Another factor that many of these works have in common is that they’re travesties—imitations, remakes, or derivations of earlier, obviously superior efforts. Kevin Spacey is a travesty of Bobby Darin, no matter if he sings as well or better; Lost Horizon is a travesty of the novel and classic movie; “Whatcha Say” is nothing if not a travesty of “Hide and Seek.” This means that they dramatize, in particularly stark terms, something fundamental about the guilty pleasure: the idea that we’re choosing to indulge in something bad, instead of a world of better options. That’s where the guilt comes in. It operates under the assumption that our lives as readers, viewers, and listeners amount to a zero-sum game, and that every minute we spend on junk is a minute that we can’t devote to something more worthwhile. This might be technically correct, but it misses the larger point. There may not be world enough or time for us to take in every great work of art, but we can experience pretty much all of it, if we’re so inclined, and it leaves us ample room for the mediocre, or worse. You could even argue that works that leave us unchanged, and that do nothing more than fill a pleasant five minutes or an hour, are part of a balanced diet, as Morley noted. The nice thing about “Whatcha Say” or The Hills is that it doesn’t get in the way of anything else, and it satisfies me in uncomplicated ways that leave me available later for more complex pleasures. And at the end of my life, if you ask me if I’m happy with how I spent my time, I’ll gladly quote Imogen Heap: I only meant well. Well, of course I did. And it’s all for the best.

Written by nevalalee

July 22, 2016 at 8:37 am

Erase and rewind

leave a comment »

The Cardigans

Note: Every Friday, The A.V. Club, my favorite pop cultural site on the Internet, throws out a question to its staff members for discussion, and I’ve decided that I want to join in on the fun. This week’s question: “What’s your personal one-hit wonder?”
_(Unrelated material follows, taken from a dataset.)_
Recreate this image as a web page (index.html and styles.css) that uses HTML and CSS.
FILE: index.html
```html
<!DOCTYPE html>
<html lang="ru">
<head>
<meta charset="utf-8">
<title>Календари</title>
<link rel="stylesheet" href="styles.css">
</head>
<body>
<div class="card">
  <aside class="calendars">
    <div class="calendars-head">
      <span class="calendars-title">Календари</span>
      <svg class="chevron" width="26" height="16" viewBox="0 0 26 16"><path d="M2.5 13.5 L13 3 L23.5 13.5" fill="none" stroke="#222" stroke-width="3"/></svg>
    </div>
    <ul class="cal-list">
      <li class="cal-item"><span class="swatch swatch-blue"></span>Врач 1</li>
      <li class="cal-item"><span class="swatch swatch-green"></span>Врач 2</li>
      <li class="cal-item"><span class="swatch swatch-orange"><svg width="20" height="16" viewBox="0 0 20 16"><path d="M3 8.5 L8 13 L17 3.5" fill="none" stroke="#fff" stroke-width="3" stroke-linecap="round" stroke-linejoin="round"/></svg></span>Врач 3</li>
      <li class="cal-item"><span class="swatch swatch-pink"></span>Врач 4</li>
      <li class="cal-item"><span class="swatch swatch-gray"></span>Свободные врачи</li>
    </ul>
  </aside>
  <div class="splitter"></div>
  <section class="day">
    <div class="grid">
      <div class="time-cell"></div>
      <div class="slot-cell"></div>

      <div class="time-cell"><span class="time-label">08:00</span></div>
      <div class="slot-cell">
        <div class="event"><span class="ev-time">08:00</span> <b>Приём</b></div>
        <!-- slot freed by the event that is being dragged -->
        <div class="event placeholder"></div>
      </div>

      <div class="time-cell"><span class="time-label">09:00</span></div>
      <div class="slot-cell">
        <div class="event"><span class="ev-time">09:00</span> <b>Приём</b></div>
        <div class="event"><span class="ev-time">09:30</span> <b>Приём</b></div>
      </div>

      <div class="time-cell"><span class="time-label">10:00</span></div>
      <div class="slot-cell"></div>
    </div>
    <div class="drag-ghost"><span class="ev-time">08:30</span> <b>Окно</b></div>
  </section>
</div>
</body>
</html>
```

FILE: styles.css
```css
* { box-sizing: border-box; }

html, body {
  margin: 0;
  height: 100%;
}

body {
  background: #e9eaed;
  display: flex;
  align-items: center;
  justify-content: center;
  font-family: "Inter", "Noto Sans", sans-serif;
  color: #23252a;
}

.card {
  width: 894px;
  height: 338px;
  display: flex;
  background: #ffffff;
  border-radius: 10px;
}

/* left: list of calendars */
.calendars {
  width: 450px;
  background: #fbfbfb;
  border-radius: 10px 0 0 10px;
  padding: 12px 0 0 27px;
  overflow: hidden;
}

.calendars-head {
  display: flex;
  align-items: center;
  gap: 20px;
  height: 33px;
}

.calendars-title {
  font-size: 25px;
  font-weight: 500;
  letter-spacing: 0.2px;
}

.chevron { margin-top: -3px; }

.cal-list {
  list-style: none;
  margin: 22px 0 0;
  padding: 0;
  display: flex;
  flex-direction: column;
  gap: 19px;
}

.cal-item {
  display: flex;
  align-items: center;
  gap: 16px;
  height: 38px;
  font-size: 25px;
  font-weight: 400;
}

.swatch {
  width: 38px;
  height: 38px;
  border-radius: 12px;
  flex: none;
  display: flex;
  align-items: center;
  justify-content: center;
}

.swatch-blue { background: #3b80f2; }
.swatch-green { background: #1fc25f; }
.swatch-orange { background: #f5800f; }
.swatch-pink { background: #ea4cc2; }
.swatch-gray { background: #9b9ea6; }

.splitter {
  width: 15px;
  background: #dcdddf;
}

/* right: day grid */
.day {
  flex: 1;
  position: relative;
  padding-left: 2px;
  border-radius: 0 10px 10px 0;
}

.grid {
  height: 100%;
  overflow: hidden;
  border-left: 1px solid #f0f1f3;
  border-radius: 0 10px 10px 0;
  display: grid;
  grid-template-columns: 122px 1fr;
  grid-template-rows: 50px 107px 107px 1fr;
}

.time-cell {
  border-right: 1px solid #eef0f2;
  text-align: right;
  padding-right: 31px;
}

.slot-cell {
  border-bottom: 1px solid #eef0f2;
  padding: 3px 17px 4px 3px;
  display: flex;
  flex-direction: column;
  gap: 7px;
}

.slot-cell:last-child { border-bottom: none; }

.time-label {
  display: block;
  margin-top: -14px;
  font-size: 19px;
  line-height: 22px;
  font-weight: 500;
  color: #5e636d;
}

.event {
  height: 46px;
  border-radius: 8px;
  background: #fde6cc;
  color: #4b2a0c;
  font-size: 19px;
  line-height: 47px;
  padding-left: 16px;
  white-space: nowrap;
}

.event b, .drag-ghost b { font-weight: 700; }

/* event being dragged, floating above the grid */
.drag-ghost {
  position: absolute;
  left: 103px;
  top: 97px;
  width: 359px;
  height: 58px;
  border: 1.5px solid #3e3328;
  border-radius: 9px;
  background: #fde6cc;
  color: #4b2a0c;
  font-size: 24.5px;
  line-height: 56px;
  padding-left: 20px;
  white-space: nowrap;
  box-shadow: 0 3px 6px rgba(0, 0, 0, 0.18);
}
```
More than most other kinds of art, pop music feels like a numbers game. Each year, thousands of new tracks are released, many by unknown artists, and they percolate up through the ether, dropping one by one, until the survivor emerges as the song of the summer. Nowadays, it all feels downright Darwinian: record labels and radio stations may still serve as gatekeepers, and occasionally we’ll all end up with a copy of the same album whether we like it or not, but there are more ways for independent music to reach us than ever before. In practice, though, it turns into a long tail distribution, with a handful of outliers overwhelming the countless songs at the unlucky end, which might as well not even exist. To a greater or lesser extent, that’s true of all media: if you’re trying to make it in any industry, you naturally tend to measure yourself against the artists you know, forgetting that they’re all drawn from the highly skewed sample set of the names you’ve heard in the first place. Everyone else is invisible, until, suddenly, one of them isn’t.
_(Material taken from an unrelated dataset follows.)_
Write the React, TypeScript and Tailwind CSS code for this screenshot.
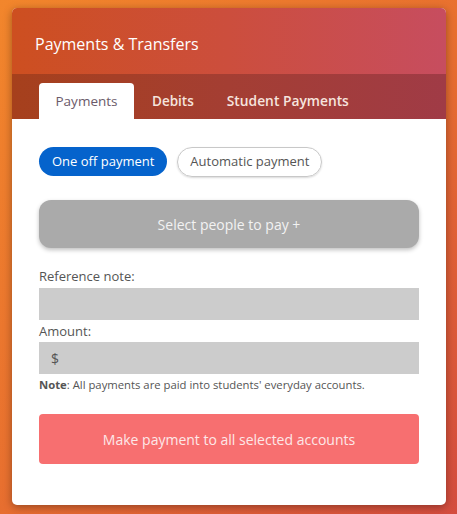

In music, the process can seem especially ruthless, simply because the scale involved is so vast. Even in these days of easier access to production and distribution, there seem to be limits on how many new books, movies, or television shows the world can absorb, but a song can be streamed, judged, and forgotten within minutes, and it’s still impossible for even a professional critic to hear more than a fraction of what’s available. When a song invades the popular consciousness, or even your own brain, it can seem both inevitable and inexplicable. Music of all kinds operates within stark limits, and most big singles these days sound more or less alike, probably because they pass through the laptops of the same handful of superstar producers. Yet within those constraints, a world of variation is still possible, and a song that survives long enough to be heard by anyone is by definition an exceptional result, with the delta-qs, as Pynchon puts it in the story of Byron the immortal light bulb, lining up just right.

Jason Derulo

That’s why we associate the one-hit wonder more with music than with anything else. It seems intuitively unlikely that an author could produce a great novel by accident and be left with nothing else to say, but with music, an artist—or, more accurately, the sum of all artists—is actively collaborating with statistics. A hit single can seem like a fluke because it probably is; if it differs from hundreds of similar songs released the same year, it’s in indefinable ways that the artist himself often has trouble replicating. This isn’t for lack of opportunity: if you make it high enough on the Billboard charts, you’re usually granted another shot. It’s at that point, though, that regression to the mean extracts its revenge. If an artist’s followup single is almost always viewed as a disappointment, it’s only because we’re measuring it against an outlier of outliers. But even if it achieves a measure of commercial success, or leads to a lasting career, for a lot of listeners, it can’t have the same power as the song that grabbed us in the first place.

And repeating that kind of impact over time is rare enough that a lot of listeners, like me, ultimately give up on trying to be completists. There was a time when I thought that I had to listen to everything a band or artist produced before I could express an opinion on their work, or name one of their songs as a favorite; now, I’m content to endlessly replay a song like “Erase/Rewind” without feeling as if I need to be familiar with the complete works of the Cardigans. It also frees you from potentially embarrassing investments of time. I’m not necessarily ashamed of the fact that I’ve probably listened to Jason Derulo’s “Whatcha Say” more than any other single of the last five years, but I’m a little relieved that I don’t feel obliged to check out everything else he’s done. I’ve learned to be grateful for three minutes of diversion without taking on the burden of fandom. That may not be fair to the artists involved, and it’s more of a reflection of the way I listen to music in my thirties than how I might have approached it ten years ago. But I still hold out hope that somewhere, someday, I’ll hear at least one more song that will change my life.